Salah satu sanksi yang diberlakukan adalah memasukkan daftar hitam yayasan yang dikendalikan oleh Pemimpin Tertinggi Ayatollah Ali Khameini dan membidik apa yang disebut Washington sebagai pelanggaran hak asasi manusia, setahun setelah aksi keras lagi mematikan terhadap pengunjuk rasa anti-pemerintah.
Sanksi yang diumumkan Departemen Keuangan AS juga turut menargetkan Menteri Intelijen Iran. Tindakan terbaru ini dilakukan pemerintahan Presiden Donald Trump guna memperkuat kampanye “tekanan maksimum” terhadap Iran.
Departemen Keuangan AS menjatuhkan sanksi pada apa yang digambarkan sebagai jaringan patronase utama untuk Khameini, dalam sebuah langkah yang juga menargetkan 10 individu dan 50 anak perusahaan yayasan di berbagai sektor, termasuk di dalamnya energi, pertambangan, dan jasa keuangan.
Sanksi tersebut membekukan aset AS dari mereka yang menjadi sasaran. Secara umum melarang warga negara AS berbisnis dengan pihak Iran. Siapapun yang melakukan transaksi tertentu dengan individu dan entitas ini, maka berakibat terkena sanksi AS.
Berdasarkan seorang sumber, yayasan amal atau lembaga ekonomi, budaya dan kesejahteraan sosial, telah mengumpulkan kekayaan dalam jumlah besar yang merugikan ekonomi Iran lainnya dan mengendalikan ratusan perusahaan juga properti yang disita sejak Revolusi Islam tahun 1979.
Dalam sebuah pernyataan, Departemen Keuangan AS menuduh Khameini menggunakan kepemilikan yayasan untuk memperkaya kantornya, memberi penghargaan kepada sekutu politiknya, serta menindas musuh rezim.

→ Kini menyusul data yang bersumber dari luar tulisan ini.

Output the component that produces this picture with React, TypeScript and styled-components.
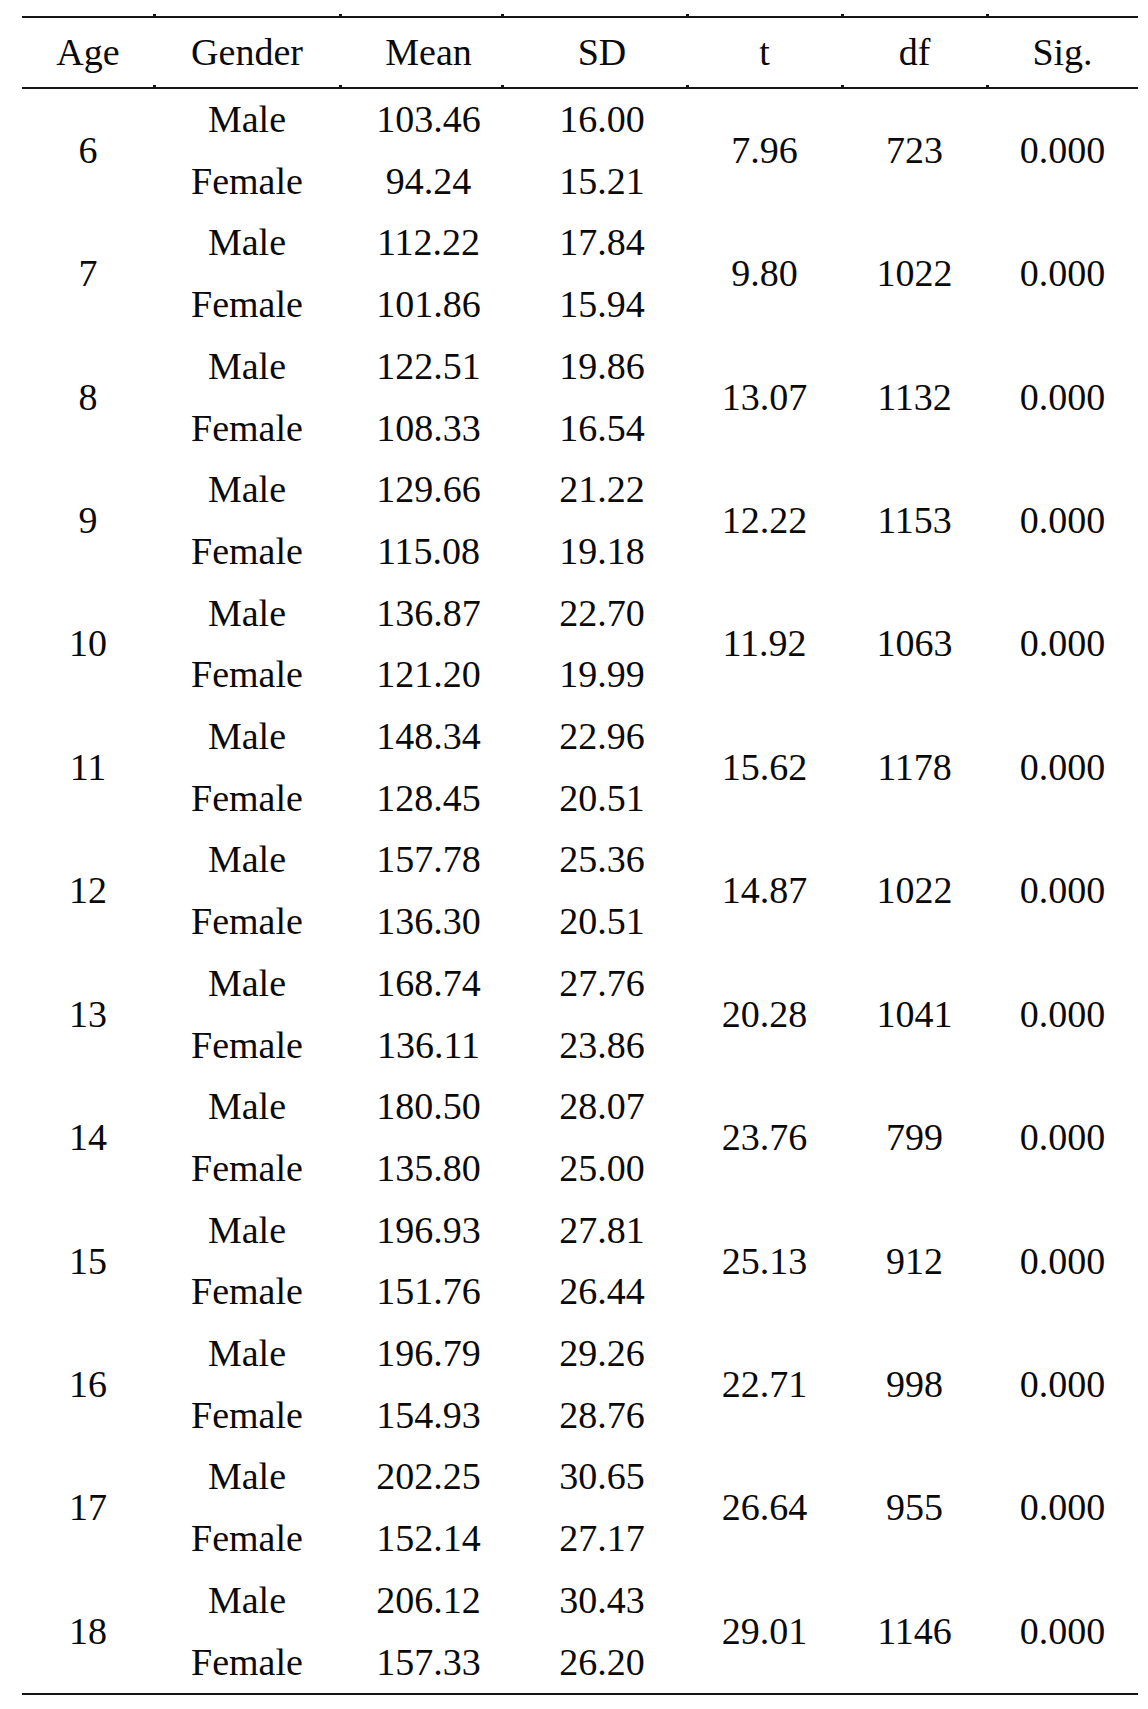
import styled, { createGlobalStyle } from "styled-components"

const GlobalStyle = createGlobalStyle`
    html, body {
        margin: 0;
        padding: 0;
        background: #ffffff;
    }
`

const Page = styled.div`
    padding: 16px 0 0 22px;
    font-family: "Liberation Serif", "Times New Roman", serif;
    color: #0a0a0a;
`

const Table = styled.table`
    width: 1116px;
    table-layout: fixed;
    border-collapse: separate;
    border-spacing: 0;
    font-size: 38px;
`

const HeadCell = styled.th<{ $tick?: boolean; $shift?: number }>`
    position: relative;
    height: 69px;
    padding: 0 0 0 ${p => p.$shift ?? 0}px;
    font-weight: normal;
    text-align: center;
    line-height: 69px;
    border-top: 2px solid #151515;
    border-bottom: 2px solid #151515;

    &::before, &::after {
        content: "";
        display: ${p => (p.$tick ? "block" : "none")};
        position: absolute;
        left: -1px;
        width: 3px;
        height: 2px;
        background: #151515;
    }
    &::before { top: -4px; }
    &::after { bottom: 0; }
`

const Cell = styled.td<{ $tick?: boolean; $last?: boolean; $shift?: number }>`
    position: relative;
    height: 61.7px;
    padding: 0 0 0 ${p => p.$shift ?? 0}px;
    text-align: center;
    vertical-align: middle;
    line-height: 61.7px;
    border-bottom: ${p => (p.$last ? "2px solid #151515" : "none")};

    &::after {
        content: "";
        display: ${p => (p.$tick && p.$last ? "block" : "none")};
        position: absolute;
        left: -1px;
        bottom: -4px;
        width: 3px;
        height: 2px;
        background: #151515;
    }
`

const widths = [132, 186, 162, 185, 155, 145, 151]
const shifts = [0, 0, 15, 15, 0, 0, 0]
const headers = ["Age", "Gender", "Mean", "SD", "t", "df", "Sig."]

const data = [
    { age: 6, m: ["103.46", "16.00"], f: ["94.24", "15.21"], t: "7.96", df: "723" },
    { age: 7, m: ["112.22", "17.84"], f: ["101.86", "15.94"], t: "9.80", df: "1022" },
    { age: 8, m: ["122.51", "19.86"], f: ["108.33", "16.54"], t: "13.07", df: "1132" },
    { age: 9, m: ["129.66", "21.22"], f: ["115.08", "19.18"], t: "12.22", df: "1153" },
    { age: 10, m: ["136.87", "22.70"], f: ["121.20", "19.99"], t: "11.92", df: "1063" },
    { age: 11, m: ["148.34", "22.96"], f: ["128.45", "20.51"], t: "15.62", df: "1178" },
    { age: 12, m: ["157.78", "25.36"], f: ["136.30", "20.51"], t: "14.87", df: "1022" },
    { age: 13, m: ["168.74", "27.76"], f: ["136.11", "23.86"], t: "20.28", df: "1041" },
    { age: 14, m: ["180.50", "28.07"], f: ["135.80", "25.00"], t: "23.76", df: "799" },
    { age: 15, m: ["196.93", "27.81"], f: ["151.76", "26.44"], t: "25.13", df: "912" },
    { age: 16, m: ["196.79", "29.26"], f: ["154.93", "28.76"], t: "22.71", df: "998" },
    { age: 17, m: ["202.25", "30.65"], f: ["152.14", "27.17"], t: "26.64", df: "955" },
    { age: 18, m: ["206.12", "30.43"], f: ["157.33", "26.20"], t: "29.01", df: "1146" },
]

export default function App() {
    return (
        <Page>
            <GlobalStyle />
            <Table>
                <colgroup>
                    {widths.map((w, i) => <col key={i} style={{ width: w }} />)}
                </colgroup>
                <thead>
                    <tr>
                        {headers.map((h, i) => (
                            <HeadCell key={h} $tick={i > 0} $shift={shifts[i]}>{h}</HeadCell>
                        ))}
                    </tr>
                </thead>
                <tbody>
                    {data.map((row, gi) => {
                        const last = gi === data.length - 1
                        return [
                            <tr key={`${row.age}-m`}>
                                <Cell rowSpan={2} $last={last}>{row.age}</Cell>
                                <Cell>Male</Cell>
                                <Cell $shift={15}>{row.m[0]}</Cell>
                                <Cell $shift={15}>{row.m[1]}</Cell>
                                <Cell rowSpan={2} $tick $last={last}>{row.t}</Cell>
                                <Cell rowSpan={2} $tick $last={last}>{row.df}</Cell>
                                <Cell rowSpan={2} $tick $last={last}>0.000</Cell>
                            </tr>,
                            <tr key={`${row.age}-f`}>
                                <Cell $tick $last={last}>Female</Cell>
                                <Cell $tick $last={last} $shift={15}>{row.f[0]}</Cell>
                                <Cell $tick $last={last} $shift={15}>{row.f[1]}</Cell>
                            </tr>,
                        ]
                    })}
                </tbody>
            </Table>
        </Page>
    )
}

“Amerika Serikat akan terus menargetkan pejabat utama dan sumber penghasil pendapatan yang memungkinkan penindasan berkelanjutan rezim terhadap rakyatnya sendiri,” kata Menteri Keuangan AS, Steven Mnuchin, melansir Reuters, Kamis, 19 November 2020.
Sementara juru bicara misi Iran untuk PBB di New York, Alireza Miryousefi menyebut sanksi baru itu sebagai bentuk dari rasa putus asa pemerintahan Trump.
“Upaya terbaru untuk melanjutkan kebijakan gagal ‘tekanan maksimum’ terhadap Iran dan warganya akan gagal, seperti semua upaya lainnya,” kata Mityousefi.